Deep Dive: How the Court Reached Its Decision
Court's Reasoning on Powers of Attorney
The U.S. District Court for the Western District of Tennessee examined the powers of attorney executed by Sykes, determining that they were clear and unambiguous. These documents granted Preston Byrd the authority to sign documents necessary for the development project, which included the Guaranty and Suretyship Agreement and Guaranty of Completion Agreement. The court noted that under Tennessee law, specifically the Uniform Durable Power of Attorney Act, a principal can empower their agent to perform the same acts that the principal could do personally. The language in the powers of attorney indicated that Byrd had the authority to execute contracts and other documents for Sykes, thus allowing Byrd to bind Sykes to the financial agreements in question. The court emphasized that the incorporation of statutory powers within the powers of attorney provided Byrd with sufficient authority to act on Sykes' behalf, despite Sykes claiming otherwise. Furthermore, the court found that the powers of attorney did not need to explicitly reference specific statutory sections for Byrd to have the authority to sign the agreements.

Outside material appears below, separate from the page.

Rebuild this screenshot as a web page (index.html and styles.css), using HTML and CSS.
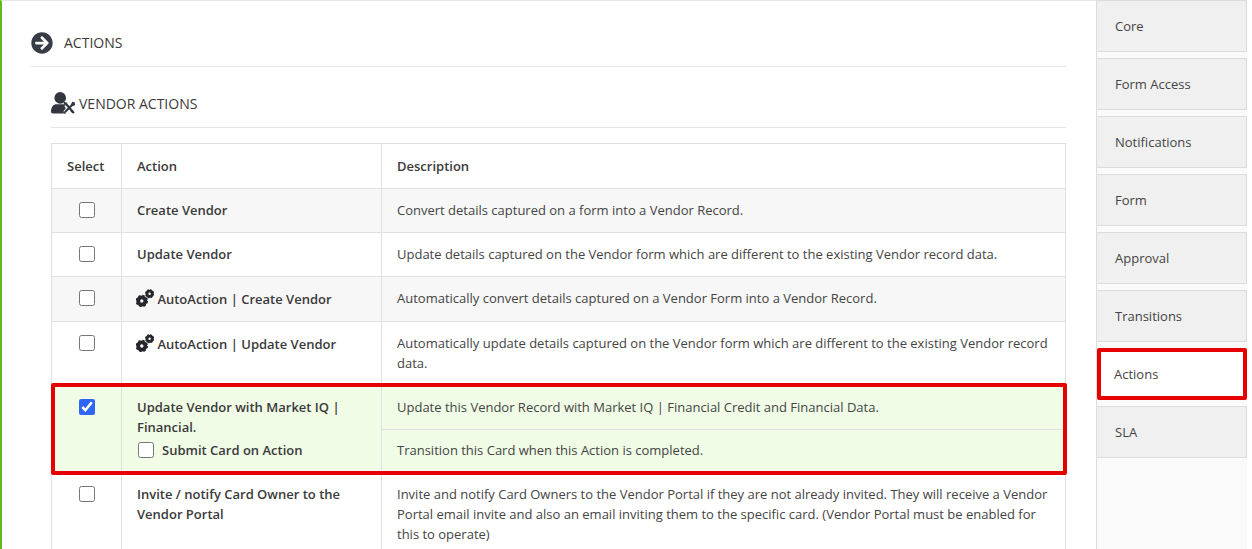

Ratification of Agreements
The court also considered whether Sykes had ratified the agreements, regardless of Byrd's authority to sign on his behalf. Ratification occurs when a principal, knowing all relevant facts, adopts or confirms the actions taken by an agent without authority. Sykes had previously represented to Arvest Bank that the Guaranties were enforceable against him, which indicated his approval of Byrd's actions. The court highlighted that Sykes benefitted from the financing provided by Arvest, which was contingent upon obtaining personal guarantees from him and Hutton. By representing that the Guaranties were enforceable against him, Sykes effectively ratified the agreements. The court concluded that Sykes' subsequent denial of authorization did not negate his earlier admissions and conduct that confirmed the enforceability of the agreements. Thus, even if Byrd lacked actual authority, Sykes was still bound by the ratification.
Conclusion of Liability
Ultimately, the court found that no reasonable jury could conclude otherwise than that Sykes was liable under the Guaranties. The analysis of the powers of attorney and the principle of ratification supported the court's determination that Sykes was bound by the actions of Byrd. Sykes could not escape liability by asserting a lack of authorization when he had previously admitted to the legal representation confirming the Guaranties. The court reinforced that the evidence presented was so compelling that it warranted summary judgment in favor of Arvest Bank. Therefore, the court ordered that judgment be entered against Sykes for the amounts owed under the agreements. This ruling underscored the importance of understanding the implications of powers of attorney and the potential for ratifying actions taken by agents.